Next fiscal likely to open up new export markets for Dairy Industry

China instead of importing milk and milk items, is increasingly meeting its dairy demand by buying up diary assets in New Zealand.

Jayarama Emani | The Dollar Business

Dairy-The Dollar Business

“The global dairy market is in turmoil. One of the reasons for this turmoil is the new strategy adopted by China lately,” said India Ratings & Research (Ind-Ra), a credit rating agency.
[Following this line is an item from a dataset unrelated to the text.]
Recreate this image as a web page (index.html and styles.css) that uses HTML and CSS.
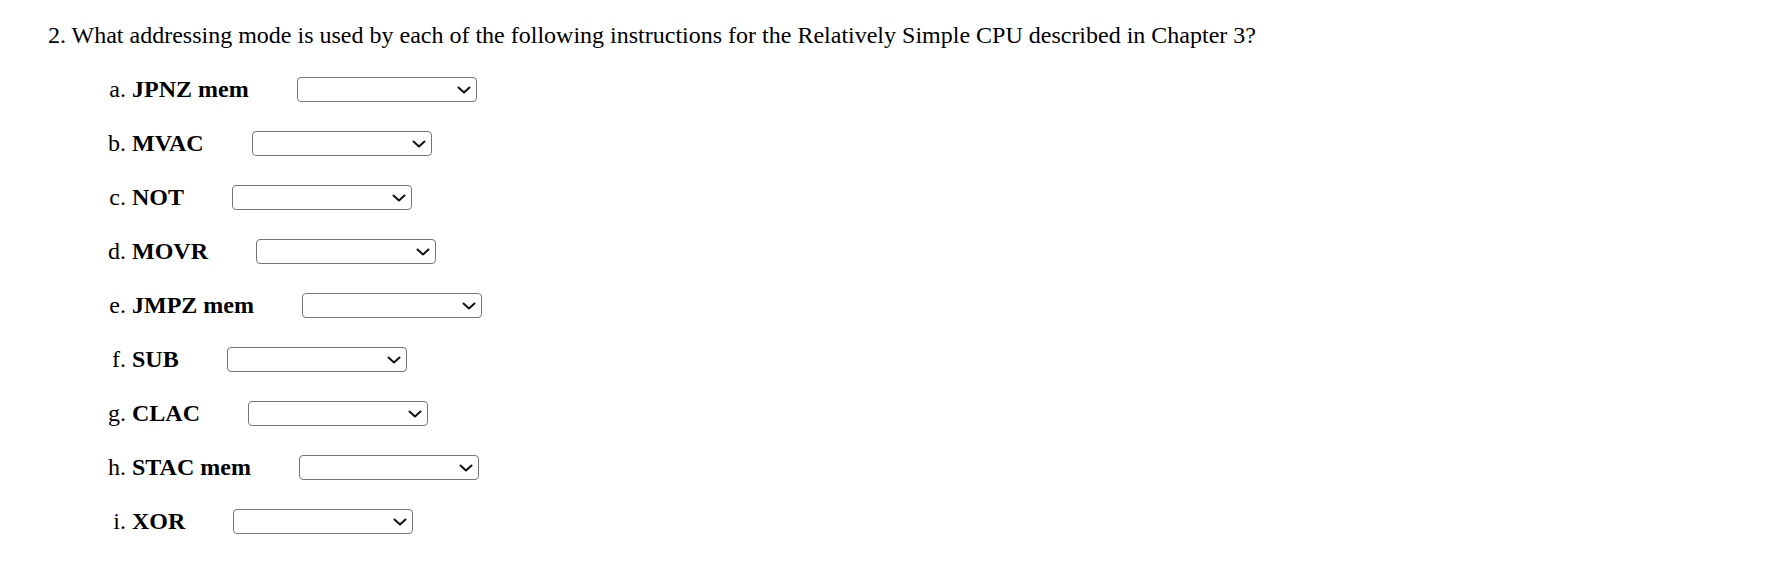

In its latest report on Indian Dairy Industry released on March 19, 2015, Ind-Ra said that China instead of importing milk and milk items is increasingly meeting its dairy demand by buying up diary assets in New Zealand. This is similar to the strategy China adopted earlier with respect to sourcing of natural resources to meet its domestic demand.

India’s dairy exports haven’t performed well during the first eight months of FY15 due to a drop in international prices backed by lacklustre international demand, rising domestic prices and the abolition of SMP (Skim Milk Powder) export incentives taken by the government since July 2014.

Though the agency said that it expects dairy exports to pick up in FY16, these events will continue to impact exports in the first half of FY16. Although the lifting of European milk quotas will increase competition, it is unlikely to impact India’s exports as the international prices continue to be unattractive.

However, the report said that it expects India to remain a net dairy exporter in FY16 with surplus SMP stocks and the government maintaining its stand on no import duty concessions on dairy.

FY16 is also likely to open up new export markets for India in light of Russia not planning to give up on its import embargo on dairy products from the European Union, the US, Australia, Canada and Norway in light of the Ukrainian crisis. Gujarat Co-operative Milk Marketing Federation Limited (Amul), India’s largest dairy co-operative, is exploring export options to Russia.

India's dairy exports, on an average, contributed only 0.09% to the total exports and grew at a CAGR of 22.02% over FY06-FY14 to INR33.26bn. Dairy imports during the same period grew at a CAGR of 25.57% to INR2.14bn and on an average accounted for only 0.03% of the total imports. India’s dairy exports and imports were affected during FY11 and FY12 due to the export ban imposed on milk products such as skimmed milk powder (SMP), whole milk powder (WMP), dairy whitener, infant milk foods, casein and casein products due to shortages in the domestic market.

India’s dairy export market is dominated by milk, cream and ghee. Milk scarcity in FY11 and FY12 resulted in milk and cream (average: 45.38%) outweighing the usual import products such as butter and related dairy spreads (30.45%) and whey (19.1%).

The top 10 export destinations accounted for 72.33% of the country’s dairy export with Bangladesh (19.17%) topping the list in FY14. Even in case of import, the top 10 countries accounted for 94.15% of the total dairy import as 21.42% of India’s dairy import was from France alone.

Although India is no longer dependent on imports to meet its demand for dairy and dairy products, it does not feature among the key dairy exporting countries of the world. India’s share in the world dairy export is miniscule (average share 2000-2011: 0.62%).

Most of the milk and dairy products are consumed domestically due to dietary habits and the restriction imposed by the government on dairy exports during deficit years. Another reason for muted export is the lower share of organised sector in the marketable surplus of milk and dairy products in India.

Global price movement impacts the quantity of export and imports of milk and milk products. A higher international price incentivises producers to push up the exports and vice-versa. A drop in the international price of dairy products in FY10 resulted in dairy exports dropping by 50.99% (quantity).

This article was published on March 19, 2015.